[BEGIN Given entries]

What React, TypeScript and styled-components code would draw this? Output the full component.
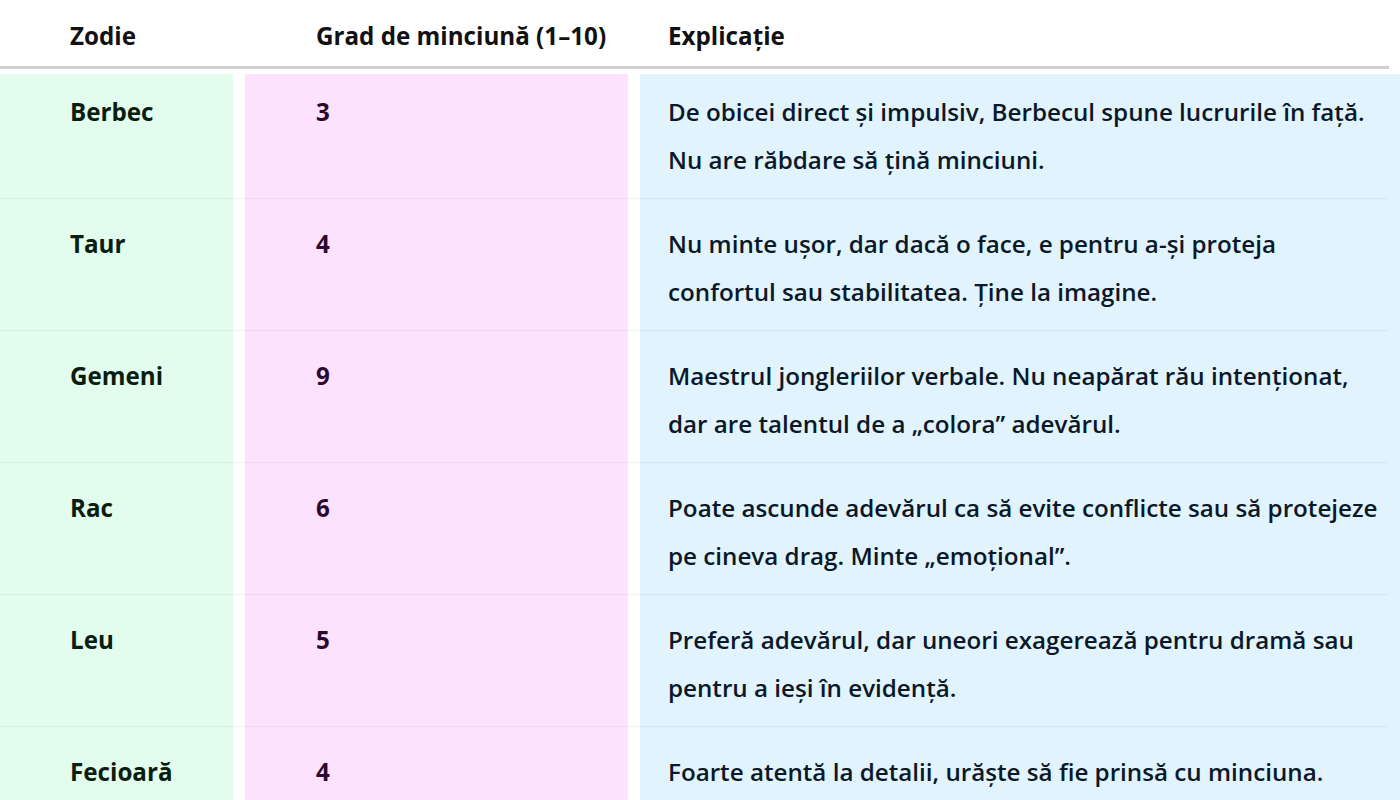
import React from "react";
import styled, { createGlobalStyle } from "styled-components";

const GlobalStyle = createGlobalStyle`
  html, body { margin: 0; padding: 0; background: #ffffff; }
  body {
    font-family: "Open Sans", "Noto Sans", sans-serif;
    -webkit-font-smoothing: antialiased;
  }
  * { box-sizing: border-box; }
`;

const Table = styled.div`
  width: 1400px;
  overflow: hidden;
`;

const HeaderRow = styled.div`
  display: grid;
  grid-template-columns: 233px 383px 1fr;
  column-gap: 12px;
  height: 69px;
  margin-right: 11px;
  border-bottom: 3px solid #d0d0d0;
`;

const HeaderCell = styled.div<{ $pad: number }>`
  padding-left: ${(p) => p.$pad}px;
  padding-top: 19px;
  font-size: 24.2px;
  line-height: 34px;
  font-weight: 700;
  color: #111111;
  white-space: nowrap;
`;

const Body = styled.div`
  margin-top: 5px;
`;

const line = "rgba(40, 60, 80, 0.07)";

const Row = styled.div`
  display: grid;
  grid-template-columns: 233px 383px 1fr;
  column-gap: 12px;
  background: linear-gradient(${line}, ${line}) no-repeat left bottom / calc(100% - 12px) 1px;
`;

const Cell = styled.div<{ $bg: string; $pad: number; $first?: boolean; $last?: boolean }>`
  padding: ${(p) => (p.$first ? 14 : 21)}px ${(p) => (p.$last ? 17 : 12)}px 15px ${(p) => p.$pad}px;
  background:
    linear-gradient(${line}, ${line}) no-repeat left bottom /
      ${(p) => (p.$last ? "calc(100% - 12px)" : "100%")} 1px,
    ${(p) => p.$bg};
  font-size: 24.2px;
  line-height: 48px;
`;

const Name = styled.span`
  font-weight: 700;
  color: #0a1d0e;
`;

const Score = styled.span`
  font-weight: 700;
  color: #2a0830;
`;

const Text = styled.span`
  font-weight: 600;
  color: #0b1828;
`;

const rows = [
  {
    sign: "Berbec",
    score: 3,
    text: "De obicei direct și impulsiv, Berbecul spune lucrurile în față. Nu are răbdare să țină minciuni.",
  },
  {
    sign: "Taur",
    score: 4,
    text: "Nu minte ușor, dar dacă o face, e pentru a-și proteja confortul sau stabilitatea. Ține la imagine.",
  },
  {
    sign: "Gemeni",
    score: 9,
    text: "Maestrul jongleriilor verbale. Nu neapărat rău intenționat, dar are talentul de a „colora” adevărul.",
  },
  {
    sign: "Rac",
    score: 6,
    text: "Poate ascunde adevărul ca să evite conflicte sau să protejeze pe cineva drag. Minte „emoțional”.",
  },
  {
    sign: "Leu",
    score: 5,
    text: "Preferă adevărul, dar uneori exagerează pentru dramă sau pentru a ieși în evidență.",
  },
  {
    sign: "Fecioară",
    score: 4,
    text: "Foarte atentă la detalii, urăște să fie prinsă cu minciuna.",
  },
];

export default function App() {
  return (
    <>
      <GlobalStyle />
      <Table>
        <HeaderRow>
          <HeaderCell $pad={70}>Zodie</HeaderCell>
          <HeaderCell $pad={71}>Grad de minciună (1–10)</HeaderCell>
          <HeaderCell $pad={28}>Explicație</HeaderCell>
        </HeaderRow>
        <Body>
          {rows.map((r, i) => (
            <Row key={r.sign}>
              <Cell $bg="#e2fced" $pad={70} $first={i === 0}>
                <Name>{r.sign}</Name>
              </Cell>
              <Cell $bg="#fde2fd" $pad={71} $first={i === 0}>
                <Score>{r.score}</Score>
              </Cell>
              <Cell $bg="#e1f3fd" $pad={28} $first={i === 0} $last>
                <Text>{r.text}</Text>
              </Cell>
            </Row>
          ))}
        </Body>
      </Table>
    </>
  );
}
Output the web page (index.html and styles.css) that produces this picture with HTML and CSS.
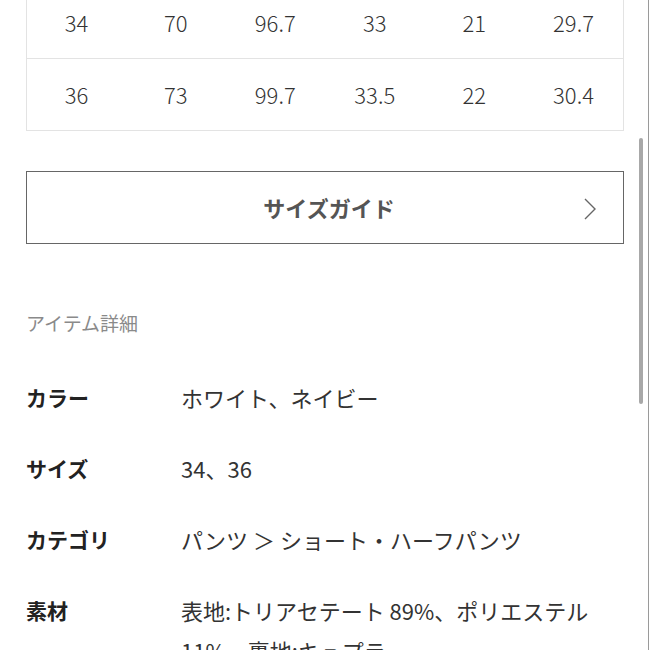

[END Given entries]

» Your objective:
Strip out the pictures and quote the remaining data word for word.

» Answer in full:
What React, TypeScript and styled-components code would draw this? Output the full component.
import React from "react";
import styled, { createGlobalStyle } from "styled-components";

const GlobalStyle = createGlobalStyle`
  html, body { margin: 0; padding: 0; background: #ffffff; }
  body {
    font-family: "Open Sans", "Noto Sans", sans-serif;
    -webkit-font-smoothing: antialiased;
  }
  * { box-sizing: border-box; }
`;

const Table = styled.div`
  width: 1400px;
  overflow: hidden;
`;

const HeaderRow = styled.div`
  display: grid;
  grid-template-columns: 233px 383px 1fr;
  column-gap: 12px;
  height: 69px;
  margin-right: 11px;
  border-bottom: 3px solid #d0d0d0;
`;

const HeaderCell = styled.div<{ $pad: number }>`
  padding-left: ${(p) => p.$pad}px;
  padding-top: 19px;
  font-size: 24.2px;
  line-height: 34px;
  font-weight: 700;
  color: #111111;
  white-space: nowrap;
`;

const Body = styled.div`
  margin-top: 5px;
`;

const line = "rgba(40, 60, 80, 0.07)";

const Row = styled.div`
  display: grid;
  grid-template-columns: 233px 383px 1fr;
  column-gap: 12px;
  background: linear-gradient(${line}, ${line}) no-repeat left bottom / calc(100% - 12px) 1px;
`;

const Cell = styled.div<{ $bg: string; $pad: number; $first?: boolean; $last?: boolean }>`
  padding: ${(p) => (p.$first ? 14 : 21)}px ${(p) => (p.$last ? 17 : 12)}px 15px ${(p) => p.$pad}px;
  background:
    linear-gradient(${line}, ${line}) no-repeat left bottom /
      ${(p) => (p.$last ? "calc(100% - 12px)" : "100%")} 1px,
    ${(p) => p.$bg};
  font-size: 24.2px;
  line-height: 48px;
`;

const Name = styled.span`
  font-weight: 700;
  color: #0a1d0e;
`;

const Score = styled.span`
  font-weight: 700;
  color: #2a0830;
`;

const Text = styled.span`
  font-weight: 600;
  color: #0b1828;
`;

const rows = [
  {
    sign: "Berbec",
    score: 3,
    text: "De obicei direct și impulsiv, Berbecul spune lucrurile în față. Nu are răbdare să țină minciuni.",
  },
  {
    sign: "Taur",
    score: 4,
    text: "Nu minte ușor, dar dacă o face, e pentru a-și proteja confortul sau stabilitatea. Ține la imagine.",
  },
  {
    sign: "Gemeni",
    score: 9,
    text: "Maestrul jongleriilor verbale. Nu neapărat rău intenționat, dar are talentul de a „colora” adevărul.",
  },
  {
    sign: "Rac",
    score: 6,
    text: "Poate ascunde adevărul ca să evite conflicte sau să protejeze pe cineva drag. Minte „emoțional”.",
  },
  {
    sign: "Leu",
    score: 5,
    text: "Preferă adevărul, dar uneori exagerează pentru dramă sau pentru a ieși în evidență.",
  },
  {
    sign: "Fecioară",
    score: 4,
    text: "Foarte atentă la detalii, urăște să fie prinsă cu minciuna.",
  },
];

export default function App() {
  return (
    <>
      <GlobalStyle />
      <Table>
        <HeaderRow>
          <HeaderCell $pad={70}>Zodie</HeaderCell>
          <HeaderCell $pad={71}>Grad de minciună (1–10)</HeaderCell>
          <HeaderCell $pad={28}>Explicație</HeaderCell>
        </HeaderRow>
        <Body>
          {rows.map((r, i) => (
            <Row key={r.sign}>
              <Cell $bg="#e2fced" $pad={70} $first={i === 0}>
                <Name>{r.sign}</Name>
              </Cell>
              <Cell $bg="#fde2fd" $pad={71} $first={i === 0}>
                <Score>{r.score}</Score>
              </Cell>
              <Cell $bg="#e1f3fd" $pad={28} $first={i === 0} $last>
                <Text>{r.text}</Text>
              </Cell>
            </Row>
          ))}
        </Body>
      </Table>
    </>
  );
}
Output the web page (index.html and styles.css) that produces this picture with HTML and CSS.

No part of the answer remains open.